• JOB
Show only lines that include "components".

Dataset entries:
┄┄┄┄┄┄

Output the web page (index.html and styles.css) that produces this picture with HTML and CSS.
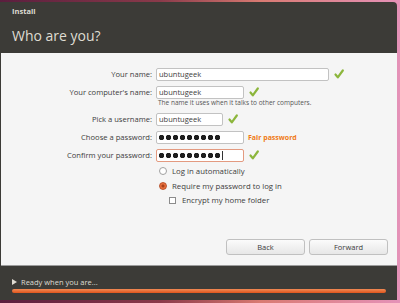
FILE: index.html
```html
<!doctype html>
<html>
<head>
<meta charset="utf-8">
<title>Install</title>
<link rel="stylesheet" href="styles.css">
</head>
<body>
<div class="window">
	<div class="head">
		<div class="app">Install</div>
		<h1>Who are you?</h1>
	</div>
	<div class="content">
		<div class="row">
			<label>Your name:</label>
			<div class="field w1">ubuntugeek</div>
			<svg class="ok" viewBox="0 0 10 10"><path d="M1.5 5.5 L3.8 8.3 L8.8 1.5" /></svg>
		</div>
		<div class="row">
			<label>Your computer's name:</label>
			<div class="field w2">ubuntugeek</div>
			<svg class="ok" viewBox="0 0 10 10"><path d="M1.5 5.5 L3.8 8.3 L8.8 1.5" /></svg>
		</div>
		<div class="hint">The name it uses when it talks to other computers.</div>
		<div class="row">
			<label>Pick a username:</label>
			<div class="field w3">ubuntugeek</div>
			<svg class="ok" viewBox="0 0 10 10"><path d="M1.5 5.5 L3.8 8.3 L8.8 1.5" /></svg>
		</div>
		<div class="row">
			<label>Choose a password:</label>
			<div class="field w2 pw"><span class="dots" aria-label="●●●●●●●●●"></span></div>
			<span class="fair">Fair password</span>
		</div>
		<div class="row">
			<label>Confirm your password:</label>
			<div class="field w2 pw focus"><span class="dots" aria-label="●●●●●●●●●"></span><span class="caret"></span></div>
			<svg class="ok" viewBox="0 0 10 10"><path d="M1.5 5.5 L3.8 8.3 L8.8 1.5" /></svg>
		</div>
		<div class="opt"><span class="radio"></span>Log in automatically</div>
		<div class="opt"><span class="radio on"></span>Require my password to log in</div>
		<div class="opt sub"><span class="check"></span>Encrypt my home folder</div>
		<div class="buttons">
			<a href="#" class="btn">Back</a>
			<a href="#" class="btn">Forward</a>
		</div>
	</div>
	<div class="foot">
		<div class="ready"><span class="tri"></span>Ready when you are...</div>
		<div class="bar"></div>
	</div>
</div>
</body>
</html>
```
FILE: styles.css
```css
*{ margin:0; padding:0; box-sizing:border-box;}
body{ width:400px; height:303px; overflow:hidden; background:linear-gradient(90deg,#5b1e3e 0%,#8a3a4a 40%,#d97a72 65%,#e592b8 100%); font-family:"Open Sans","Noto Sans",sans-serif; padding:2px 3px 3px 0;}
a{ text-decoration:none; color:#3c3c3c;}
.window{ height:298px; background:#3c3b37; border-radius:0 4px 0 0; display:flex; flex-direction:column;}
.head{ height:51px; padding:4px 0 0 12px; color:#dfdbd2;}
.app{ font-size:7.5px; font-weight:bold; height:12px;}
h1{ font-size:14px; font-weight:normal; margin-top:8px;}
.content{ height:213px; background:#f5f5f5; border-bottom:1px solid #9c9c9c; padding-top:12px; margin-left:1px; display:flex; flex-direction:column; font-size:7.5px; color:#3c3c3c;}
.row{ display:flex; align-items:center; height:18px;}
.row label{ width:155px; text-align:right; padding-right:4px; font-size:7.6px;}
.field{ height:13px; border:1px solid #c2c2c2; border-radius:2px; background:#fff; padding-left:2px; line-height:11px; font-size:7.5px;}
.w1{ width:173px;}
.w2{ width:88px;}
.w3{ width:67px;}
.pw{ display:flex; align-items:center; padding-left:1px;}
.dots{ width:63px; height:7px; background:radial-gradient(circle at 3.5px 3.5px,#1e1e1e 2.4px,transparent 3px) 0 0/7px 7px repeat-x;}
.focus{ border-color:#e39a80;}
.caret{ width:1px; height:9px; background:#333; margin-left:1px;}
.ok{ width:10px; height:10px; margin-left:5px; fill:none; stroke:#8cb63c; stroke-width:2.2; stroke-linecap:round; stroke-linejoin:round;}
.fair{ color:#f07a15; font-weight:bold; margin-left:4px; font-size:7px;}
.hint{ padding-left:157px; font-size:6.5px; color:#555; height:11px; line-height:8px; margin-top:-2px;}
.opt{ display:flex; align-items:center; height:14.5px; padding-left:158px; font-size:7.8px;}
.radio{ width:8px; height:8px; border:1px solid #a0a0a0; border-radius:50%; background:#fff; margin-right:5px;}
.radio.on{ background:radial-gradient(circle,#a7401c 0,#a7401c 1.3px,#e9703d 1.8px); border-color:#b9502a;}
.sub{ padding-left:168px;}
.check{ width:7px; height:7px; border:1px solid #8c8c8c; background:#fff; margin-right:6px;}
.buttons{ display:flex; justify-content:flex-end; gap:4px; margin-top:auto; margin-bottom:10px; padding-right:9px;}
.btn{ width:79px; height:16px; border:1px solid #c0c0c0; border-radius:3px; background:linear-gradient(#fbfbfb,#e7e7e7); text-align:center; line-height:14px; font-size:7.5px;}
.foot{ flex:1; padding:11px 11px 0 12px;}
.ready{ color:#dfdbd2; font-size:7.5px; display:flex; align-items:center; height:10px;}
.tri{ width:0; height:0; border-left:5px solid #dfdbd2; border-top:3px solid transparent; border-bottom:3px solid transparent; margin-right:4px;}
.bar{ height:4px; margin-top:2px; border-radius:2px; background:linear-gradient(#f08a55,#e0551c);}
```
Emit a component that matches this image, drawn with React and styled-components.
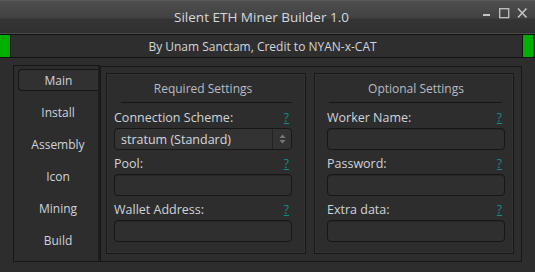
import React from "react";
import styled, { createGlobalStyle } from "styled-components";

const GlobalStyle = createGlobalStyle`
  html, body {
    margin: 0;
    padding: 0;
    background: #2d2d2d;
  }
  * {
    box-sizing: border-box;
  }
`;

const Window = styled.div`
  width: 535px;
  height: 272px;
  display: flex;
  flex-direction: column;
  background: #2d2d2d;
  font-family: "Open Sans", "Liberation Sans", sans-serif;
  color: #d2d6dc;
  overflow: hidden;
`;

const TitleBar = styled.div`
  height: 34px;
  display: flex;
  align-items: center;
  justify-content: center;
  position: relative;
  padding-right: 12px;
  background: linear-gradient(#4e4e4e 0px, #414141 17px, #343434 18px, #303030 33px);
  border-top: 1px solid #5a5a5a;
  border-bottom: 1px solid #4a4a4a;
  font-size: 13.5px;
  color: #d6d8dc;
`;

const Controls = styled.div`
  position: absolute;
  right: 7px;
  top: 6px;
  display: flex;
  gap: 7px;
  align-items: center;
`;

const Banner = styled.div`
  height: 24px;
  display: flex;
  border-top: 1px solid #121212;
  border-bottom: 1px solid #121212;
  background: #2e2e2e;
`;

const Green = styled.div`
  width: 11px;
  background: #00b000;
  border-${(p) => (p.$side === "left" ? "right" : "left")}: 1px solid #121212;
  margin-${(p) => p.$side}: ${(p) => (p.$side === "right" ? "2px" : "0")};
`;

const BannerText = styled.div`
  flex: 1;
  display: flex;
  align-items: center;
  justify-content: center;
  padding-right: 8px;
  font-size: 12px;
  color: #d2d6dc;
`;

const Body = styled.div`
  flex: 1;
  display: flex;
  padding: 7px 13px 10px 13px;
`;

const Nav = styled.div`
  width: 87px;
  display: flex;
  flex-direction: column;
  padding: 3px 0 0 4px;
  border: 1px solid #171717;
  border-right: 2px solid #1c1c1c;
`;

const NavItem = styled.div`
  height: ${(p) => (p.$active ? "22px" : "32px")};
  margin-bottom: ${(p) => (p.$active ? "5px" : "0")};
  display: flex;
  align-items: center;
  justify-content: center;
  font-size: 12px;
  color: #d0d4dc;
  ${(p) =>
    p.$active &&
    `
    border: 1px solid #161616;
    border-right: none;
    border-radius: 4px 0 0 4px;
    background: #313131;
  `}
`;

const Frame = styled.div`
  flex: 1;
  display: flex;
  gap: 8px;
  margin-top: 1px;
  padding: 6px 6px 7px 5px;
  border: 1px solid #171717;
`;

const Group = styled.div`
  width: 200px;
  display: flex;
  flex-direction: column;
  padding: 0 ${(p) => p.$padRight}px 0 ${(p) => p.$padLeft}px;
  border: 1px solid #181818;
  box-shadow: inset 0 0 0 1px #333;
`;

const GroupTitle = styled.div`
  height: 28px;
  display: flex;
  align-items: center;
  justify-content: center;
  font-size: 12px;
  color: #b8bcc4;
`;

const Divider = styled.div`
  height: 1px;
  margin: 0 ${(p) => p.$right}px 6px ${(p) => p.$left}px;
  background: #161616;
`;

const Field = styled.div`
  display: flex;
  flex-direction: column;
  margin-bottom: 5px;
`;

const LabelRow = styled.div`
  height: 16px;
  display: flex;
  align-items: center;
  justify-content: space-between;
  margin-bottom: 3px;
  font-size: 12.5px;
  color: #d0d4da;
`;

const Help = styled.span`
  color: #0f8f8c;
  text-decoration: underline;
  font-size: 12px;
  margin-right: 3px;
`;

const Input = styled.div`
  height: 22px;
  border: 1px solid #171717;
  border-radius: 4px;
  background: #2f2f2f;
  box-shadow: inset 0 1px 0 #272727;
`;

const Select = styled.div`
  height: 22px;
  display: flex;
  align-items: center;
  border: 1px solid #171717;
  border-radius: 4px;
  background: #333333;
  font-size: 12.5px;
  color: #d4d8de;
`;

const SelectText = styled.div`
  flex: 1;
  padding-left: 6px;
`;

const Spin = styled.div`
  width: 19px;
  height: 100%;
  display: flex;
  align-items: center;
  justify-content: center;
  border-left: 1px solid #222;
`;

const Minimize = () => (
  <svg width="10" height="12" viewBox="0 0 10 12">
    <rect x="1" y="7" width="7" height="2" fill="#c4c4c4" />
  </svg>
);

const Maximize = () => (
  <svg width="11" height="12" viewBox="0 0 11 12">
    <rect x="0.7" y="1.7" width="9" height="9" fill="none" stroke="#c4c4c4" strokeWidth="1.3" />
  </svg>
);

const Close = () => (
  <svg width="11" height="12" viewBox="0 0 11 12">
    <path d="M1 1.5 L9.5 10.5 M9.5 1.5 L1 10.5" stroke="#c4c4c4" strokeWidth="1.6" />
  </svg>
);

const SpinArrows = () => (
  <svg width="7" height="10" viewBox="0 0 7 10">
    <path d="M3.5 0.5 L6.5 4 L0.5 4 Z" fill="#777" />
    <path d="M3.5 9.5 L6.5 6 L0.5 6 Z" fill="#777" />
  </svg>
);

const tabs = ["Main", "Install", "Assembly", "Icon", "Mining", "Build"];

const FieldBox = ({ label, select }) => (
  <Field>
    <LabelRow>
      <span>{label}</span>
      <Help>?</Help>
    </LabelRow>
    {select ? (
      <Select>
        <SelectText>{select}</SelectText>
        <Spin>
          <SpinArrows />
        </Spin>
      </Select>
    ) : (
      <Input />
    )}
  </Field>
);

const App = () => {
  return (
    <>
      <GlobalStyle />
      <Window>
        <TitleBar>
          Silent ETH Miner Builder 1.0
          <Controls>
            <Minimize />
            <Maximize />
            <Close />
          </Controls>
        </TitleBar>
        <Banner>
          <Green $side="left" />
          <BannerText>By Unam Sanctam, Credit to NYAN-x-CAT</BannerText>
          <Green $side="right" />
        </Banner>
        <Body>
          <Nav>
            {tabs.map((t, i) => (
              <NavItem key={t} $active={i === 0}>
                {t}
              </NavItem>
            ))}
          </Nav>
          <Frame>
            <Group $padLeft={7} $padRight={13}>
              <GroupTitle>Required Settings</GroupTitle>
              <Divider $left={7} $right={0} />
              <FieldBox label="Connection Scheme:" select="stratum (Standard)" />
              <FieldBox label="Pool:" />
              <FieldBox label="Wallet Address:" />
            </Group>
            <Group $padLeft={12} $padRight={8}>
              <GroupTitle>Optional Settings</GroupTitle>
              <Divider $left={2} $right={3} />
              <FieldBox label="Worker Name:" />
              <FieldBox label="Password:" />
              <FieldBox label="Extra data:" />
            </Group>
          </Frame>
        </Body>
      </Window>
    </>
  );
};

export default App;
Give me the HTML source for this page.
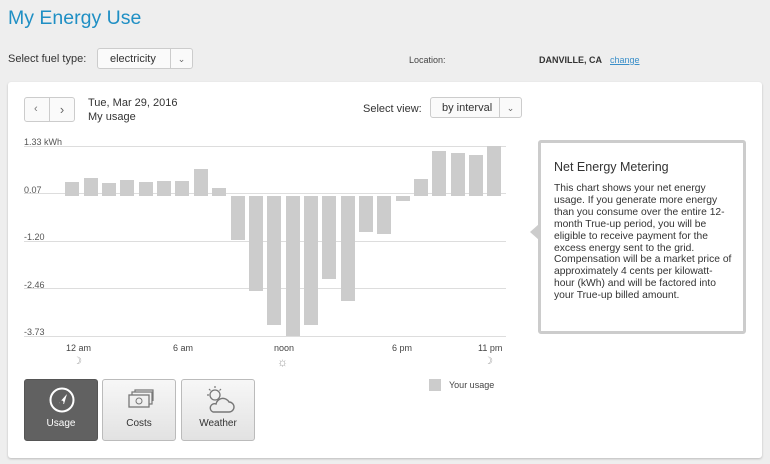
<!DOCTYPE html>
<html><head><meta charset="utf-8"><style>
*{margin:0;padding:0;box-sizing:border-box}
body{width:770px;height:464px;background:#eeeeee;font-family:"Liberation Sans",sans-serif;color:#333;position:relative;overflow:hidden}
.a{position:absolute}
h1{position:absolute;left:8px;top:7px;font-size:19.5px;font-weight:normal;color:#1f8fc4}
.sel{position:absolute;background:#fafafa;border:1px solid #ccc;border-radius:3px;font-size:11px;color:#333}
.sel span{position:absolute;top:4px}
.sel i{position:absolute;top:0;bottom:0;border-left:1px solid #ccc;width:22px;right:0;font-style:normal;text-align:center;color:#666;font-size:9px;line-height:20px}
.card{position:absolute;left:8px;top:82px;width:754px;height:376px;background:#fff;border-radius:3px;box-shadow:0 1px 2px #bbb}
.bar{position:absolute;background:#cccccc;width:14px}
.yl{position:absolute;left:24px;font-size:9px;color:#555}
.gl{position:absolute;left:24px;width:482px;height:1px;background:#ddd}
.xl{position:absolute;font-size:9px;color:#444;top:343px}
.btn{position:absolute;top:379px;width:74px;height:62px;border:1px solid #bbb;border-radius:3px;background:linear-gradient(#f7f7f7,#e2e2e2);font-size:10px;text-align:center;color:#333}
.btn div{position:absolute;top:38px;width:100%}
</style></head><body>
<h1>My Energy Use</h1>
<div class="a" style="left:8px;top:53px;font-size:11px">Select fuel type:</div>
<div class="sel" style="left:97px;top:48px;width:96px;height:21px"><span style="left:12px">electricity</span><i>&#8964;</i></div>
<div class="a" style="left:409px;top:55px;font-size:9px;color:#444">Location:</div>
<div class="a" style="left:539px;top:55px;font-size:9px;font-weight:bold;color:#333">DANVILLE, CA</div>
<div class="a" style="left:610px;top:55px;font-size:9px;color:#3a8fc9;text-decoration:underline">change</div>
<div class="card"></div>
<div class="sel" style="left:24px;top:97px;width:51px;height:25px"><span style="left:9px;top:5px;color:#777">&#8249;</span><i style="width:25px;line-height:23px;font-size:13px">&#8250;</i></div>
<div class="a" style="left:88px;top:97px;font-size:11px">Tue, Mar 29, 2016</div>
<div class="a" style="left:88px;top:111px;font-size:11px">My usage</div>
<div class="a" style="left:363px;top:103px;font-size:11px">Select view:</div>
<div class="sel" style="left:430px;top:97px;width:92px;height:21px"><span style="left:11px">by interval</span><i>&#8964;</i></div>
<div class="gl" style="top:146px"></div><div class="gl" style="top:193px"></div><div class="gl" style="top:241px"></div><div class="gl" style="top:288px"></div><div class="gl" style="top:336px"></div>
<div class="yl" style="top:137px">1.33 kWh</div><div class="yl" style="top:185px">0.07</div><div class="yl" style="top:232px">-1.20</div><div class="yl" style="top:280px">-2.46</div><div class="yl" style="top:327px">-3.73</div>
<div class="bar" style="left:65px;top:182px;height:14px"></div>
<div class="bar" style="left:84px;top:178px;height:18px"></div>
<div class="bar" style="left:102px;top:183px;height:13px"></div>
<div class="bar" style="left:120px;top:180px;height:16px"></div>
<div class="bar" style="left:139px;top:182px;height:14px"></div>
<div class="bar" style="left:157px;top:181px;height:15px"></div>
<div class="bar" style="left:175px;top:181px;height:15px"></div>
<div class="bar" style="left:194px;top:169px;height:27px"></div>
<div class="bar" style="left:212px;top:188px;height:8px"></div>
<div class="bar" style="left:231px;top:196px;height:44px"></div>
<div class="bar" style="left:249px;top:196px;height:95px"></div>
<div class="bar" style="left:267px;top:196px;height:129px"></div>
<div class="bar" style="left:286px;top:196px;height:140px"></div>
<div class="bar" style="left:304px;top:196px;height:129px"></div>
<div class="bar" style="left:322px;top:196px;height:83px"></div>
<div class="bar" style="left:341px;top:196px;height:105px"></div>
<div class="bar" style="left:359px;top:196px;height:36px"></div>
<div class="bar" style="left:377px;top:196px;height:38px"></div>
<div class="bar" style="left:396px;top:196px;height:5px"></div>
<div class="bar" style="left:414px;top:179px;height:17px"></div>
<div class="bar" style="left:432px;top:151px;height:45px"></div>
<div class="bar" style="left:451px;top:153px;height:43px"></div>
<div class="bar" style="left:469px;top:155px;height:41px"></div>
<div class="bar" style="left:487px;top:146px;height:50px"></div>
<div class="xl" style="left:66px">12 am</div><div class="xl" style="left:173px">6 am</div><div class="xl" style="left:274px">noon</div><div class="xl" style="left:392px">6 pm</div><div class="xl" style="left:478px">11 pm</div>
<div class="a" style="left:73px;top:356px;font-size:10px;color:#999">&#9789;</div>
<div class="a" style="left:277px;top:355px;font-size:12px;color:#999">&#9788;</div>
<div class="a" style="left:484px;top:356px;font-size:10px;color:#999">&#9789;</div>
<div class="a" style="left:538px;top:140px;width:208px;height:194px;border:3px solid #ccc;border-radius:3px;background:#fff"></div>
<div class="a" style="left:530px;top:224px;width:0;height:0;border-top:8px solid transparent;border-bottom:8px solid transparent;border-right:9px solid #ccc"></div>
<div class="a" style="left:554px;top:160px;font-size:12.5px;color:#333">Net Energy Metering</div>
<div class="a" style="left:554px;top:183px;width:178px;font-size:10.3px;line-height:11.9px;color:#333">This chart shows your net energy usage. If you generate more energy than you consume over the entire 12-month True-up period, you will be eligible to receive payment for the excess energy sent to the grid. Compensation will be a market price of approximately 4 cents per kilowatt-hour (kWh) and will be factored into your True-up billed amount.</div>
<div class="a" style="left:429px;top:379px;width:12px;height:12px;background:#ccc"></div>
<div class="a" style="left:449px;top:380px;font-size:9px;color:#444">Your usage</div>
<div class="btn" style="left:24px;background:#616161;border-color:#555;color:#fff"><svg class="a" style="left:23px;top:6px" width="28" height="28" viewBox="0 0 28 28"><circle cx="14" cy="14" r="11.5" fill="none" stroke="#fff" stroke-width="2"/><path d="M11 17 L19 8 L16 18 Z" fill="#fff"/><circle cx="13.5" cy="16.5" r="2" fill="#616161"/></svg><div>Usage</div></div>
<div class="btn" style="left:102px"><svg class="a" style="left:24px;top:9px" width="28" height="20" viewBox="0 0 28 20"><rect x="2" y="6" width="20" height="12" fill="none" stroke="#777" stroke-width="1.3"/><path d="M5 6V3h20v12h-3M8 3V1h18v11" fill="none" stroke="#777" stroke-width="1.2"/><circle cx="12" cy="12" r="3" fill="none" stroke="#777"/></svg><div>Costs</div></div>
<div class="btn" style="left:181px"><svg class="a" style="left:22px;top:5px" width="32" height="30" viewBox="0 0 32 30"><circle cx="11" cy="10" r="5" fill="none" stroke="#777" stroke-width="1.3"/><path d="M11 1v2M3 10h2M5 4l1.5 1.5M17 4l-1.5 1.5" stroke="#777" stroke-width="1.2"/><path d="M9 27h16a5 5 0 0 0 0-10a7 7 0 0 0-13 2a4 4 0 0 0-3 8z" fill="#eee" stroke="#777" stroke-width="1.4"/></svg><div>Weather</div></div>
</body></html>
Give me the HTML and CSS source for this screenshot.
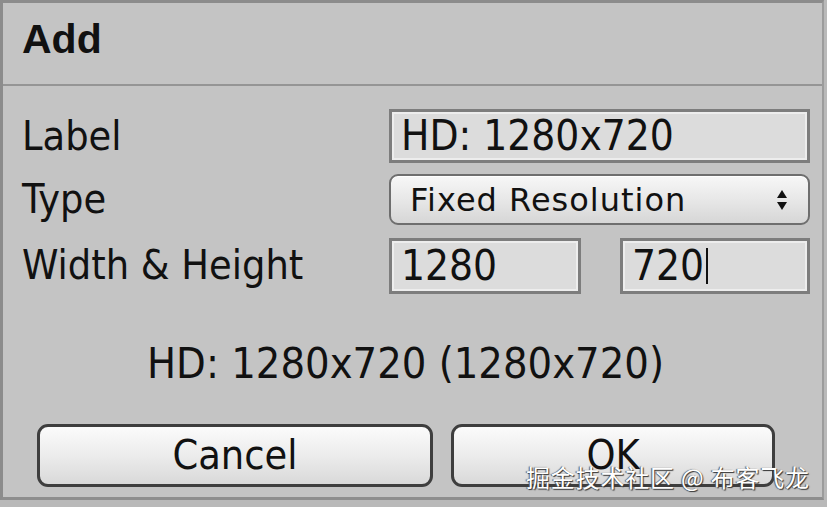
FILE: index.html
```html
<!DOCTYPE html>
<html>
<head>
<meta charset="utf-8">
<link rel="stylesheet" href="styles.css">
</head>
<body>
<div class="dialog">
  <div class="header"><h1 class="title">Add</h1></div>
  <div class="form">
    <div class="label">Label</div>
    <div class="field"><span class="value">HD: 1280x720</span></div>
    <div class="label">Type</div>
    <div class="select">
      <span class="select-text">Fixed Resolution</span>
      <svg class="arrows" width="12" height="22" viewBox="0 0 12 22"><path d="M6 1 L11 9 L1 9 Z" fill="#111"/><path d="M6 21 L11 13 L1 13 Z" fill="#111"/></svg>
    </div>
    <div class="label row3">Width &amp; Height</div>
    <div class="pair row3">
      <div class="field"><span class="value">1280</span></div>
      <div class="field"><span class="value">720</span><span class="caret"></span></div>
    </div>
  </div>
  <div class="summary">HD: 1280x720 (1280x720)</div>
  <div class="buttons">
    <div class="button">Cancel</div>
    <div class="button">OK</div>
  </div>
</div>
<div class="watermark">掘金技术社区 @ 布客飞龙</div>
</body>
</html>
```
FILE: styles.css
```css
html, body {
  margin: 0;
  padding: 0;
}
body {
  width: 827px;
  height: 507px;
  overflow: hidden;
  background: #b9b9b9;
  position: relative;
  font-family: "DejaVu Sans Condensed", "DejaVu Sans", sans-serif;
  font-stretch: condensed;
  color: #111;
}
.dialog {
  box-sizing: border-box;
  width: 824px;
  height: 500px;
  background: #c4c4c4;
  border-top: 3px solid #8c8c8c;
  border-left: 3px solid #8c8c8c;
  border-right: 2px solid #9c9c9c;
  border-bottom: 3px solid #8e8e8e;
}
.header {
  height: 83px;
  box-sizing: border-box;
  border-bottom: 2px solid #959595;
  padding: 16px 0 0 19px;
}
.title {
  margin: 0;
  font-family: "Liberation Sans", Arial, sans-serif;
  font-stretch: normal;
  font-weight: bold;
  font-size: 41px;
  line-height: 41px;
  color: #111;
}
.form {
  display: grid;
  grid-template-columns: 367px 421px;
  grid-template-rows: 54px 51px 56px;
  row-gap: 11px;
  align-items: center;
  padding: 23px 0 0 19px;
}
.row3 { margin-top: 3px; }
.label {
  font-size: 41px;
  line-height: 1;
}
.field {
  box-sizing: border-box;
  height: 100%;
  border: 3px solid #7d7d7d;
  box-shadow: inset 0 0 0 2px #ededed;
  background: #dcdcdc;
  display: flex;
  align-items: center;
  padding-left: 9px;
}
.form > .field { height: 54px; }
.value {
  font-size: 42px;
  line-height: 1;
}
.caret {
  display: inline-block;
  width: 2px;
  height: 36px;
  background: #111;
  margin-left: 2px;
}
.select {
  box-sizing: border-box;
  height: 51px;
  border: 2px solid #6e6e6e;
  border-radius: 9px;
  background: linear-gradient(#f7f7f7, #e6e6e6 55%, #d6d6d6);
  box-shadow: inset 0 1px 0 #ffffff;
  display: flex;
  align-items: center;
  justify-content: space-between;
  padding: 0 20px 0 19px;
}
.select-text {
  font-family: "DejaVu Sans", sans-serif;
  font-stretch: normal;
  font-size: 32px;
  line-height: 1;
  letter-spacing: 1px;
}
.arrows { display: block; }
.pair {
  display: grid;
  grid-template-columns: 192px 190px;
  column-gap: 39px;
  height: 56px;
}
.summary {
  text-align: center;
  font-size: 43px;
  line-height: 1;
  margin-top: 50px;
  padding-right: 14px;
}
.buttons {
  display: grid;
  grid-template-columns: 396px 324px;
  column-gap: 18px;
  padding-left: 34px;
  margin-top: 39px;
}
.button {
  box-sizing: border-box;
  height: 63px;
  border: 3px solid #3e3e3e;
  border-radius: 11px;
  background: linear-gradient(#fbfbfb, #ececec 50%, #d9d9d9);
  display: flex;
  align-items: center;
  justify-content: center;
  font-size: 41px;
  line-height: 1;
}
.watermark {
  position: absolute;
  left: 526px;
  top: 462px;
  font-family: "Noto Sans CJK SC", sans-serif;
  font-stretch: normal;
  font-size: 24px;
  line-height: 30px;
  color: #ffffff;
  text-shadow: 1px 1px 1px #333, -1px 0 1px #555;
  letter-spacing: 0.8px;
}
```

┄┄┄┄┄┄

• TASK ANSWER
Emit a component that matches this image, drawn with React and styled-components.
import styled, { createGlobalStyle } from "styled-components";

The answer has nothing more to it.